SHORT PROBLEM: Leave out every picture, then transcribe the rest of the listing exactly.
--- Start of DATA PROVIDED ---
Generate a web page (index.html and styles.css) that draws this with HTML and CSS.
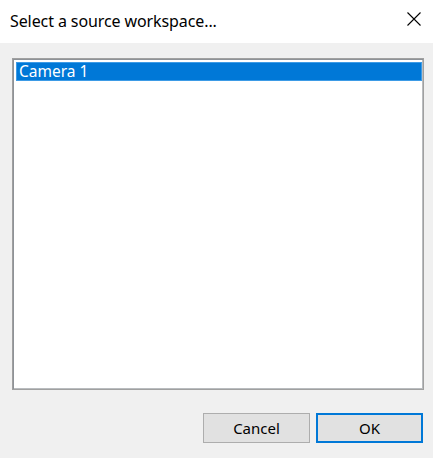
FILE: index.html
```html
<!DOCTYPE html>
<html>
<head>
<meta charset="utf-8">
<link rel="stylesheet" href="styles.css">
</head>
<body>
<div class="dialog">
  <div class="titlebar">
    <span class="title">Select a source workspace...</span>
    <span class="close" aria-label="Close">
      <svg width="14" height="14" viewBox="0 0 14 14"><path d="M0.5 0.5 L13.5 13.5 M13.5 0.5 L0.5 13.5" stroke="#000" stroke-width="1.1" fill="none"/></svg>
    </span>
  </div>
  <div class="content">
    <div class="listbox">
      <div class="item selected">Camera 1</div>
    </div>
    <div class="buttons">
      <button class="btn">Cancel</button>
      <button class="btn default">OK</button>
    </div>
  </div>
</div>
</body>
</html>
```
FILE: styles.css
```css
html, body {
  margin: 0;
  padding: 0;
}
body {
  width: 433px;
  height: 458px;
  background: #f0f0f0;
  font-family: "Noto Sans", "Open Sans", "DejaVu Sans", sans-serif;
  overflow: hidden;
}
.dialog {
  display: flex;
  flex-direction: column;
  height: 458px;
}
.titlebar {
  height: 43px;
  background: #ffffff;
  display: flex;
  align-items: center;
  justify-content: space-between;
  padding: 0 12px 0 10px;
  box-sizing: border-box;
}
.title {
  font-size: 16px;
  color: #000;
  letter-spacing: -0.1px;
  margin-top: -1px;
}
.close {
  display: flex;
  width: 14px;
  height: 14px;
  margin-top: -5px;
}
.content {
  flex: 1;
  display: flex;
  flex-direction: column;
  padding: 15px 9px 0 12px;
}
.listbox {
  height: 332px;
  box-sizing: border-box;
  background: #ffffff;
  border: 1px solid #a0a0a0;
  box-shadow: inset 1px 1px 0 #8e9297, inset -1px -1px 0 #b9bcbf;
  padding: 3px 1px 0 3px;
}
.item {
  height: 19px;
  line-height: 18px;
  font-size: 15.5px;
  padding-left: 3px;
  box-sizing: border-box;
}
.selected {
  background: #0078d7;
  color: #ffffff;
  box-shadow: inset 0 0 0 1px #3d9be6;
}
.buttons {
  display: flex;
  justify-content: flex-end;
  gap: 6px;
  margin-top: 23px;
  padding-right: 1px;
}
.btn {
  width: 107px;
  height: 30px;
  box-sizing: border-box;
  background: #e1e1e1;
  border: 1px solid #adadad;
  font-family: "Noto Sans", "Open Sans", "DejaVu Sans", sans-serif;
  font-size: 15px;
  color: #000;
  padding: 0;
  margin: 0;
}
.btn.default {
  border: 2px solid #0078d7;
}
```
--- End of DATA PROVIDED ---
SOLUTION BELOW:
Generate a web page (index.html and styles.css) that draws this with HTML and CSS.
FILE: index.html
```html
<!DOCTYPE html>
<html>
<head>
<meta charset="utf-8">
<link rel="stylesheet" href="styles.css">
</head>
<body>
<div class="dialog">
  <div class="titlebar">
    <span class="title">Select a source workspace...</span>
    <span class="close" aria-label="Close">
      <svg width="14" height="14" viewBox="0 0 14 14"><path d="M0.5 0.5 L13.5 13.5 M13.5 0.5 L0.5 13.5" stroke="#000" stroke-width="1.1" fill="none"/></svg>
    </span>
  </div>
  <div class="content">
    <div class="listbox">
      <div class="item selected">Camera 1</div>
    </div>
    <div class="buttons">
      <button class="btn">Cancel</button>
      <button class="btn default">OK</button>
    </div>
  </div>
</div>
</body>
</html>
```
FILE: styles.css
```css
html, body {
  margin: 0;
  padding: 0;
}
body {
  width: 433px;
  height: 458px;
  background: #f0f0f0;
  font-family: "Noto Sans", "Open Sans", "DejaVu Sans", sans-serif;
  overflow: hidden;
}
.dialog {
  display: flex;
  flex-direction: column;
  height: 458px;
}
.titlebar {
  height: 43px;
  background: #ffffff;
  display: flex;
  align-items: center;
  justify-content: space-between;
  padding: 0 12px 0 10px;
  box-sizing: border-box;
}
.title {
  font-size: 16px;
  color: #000;
  letter-spacing: -0.1px;
  margin-top: -1px;
}
.close {
  display: flex;
  width: 14px;
  height: 14px;
  margin-top: -5px;
}
.content {
  flex: 1;
  display: flex;
  flex-direction: column;
  padding: 15px 9px 0 12px;
}
.listbox {
  height: 332px;
  box-sizing: border-box;
  background: #ffffff;
  border: 1px solid #a0a0a0;
  box-shadow: inset 1px 1px 0 #8e9297, inset -1px -1px 0 #b9bcbf;
  padding: 3px 1px 0 3px;
}
.item {
  height: 19px;
  line-height: 18px;
  font-size: 15.5px;
  padding-left: 3px;
  box-sizing: border-box;
}
.selected {
  background: #0078d7;
  color: #ffffff;
  box-shadow: inset 0 0 0 1px #3d9be6;
}
.buttons {
  display: flex;
  justify-content: flex-end;
  gap: 6px;
  margin-top: 23px;
  padding-right: 1px;
}
.btn {
  width: 107px;
  height: 30px;
  box-sizing: border-box;
  background: #e1e1e1;
  border: 1px solid #adadad;
  font-family: "Noto Sans", "Open Sans", "DejaVu Sans", sans-serif;
  font-size: 15px;
  color: #000;
  padding: 0;
  margin: 0;
}
.btn.default {
  border: 2px solid #0078d7;
}
```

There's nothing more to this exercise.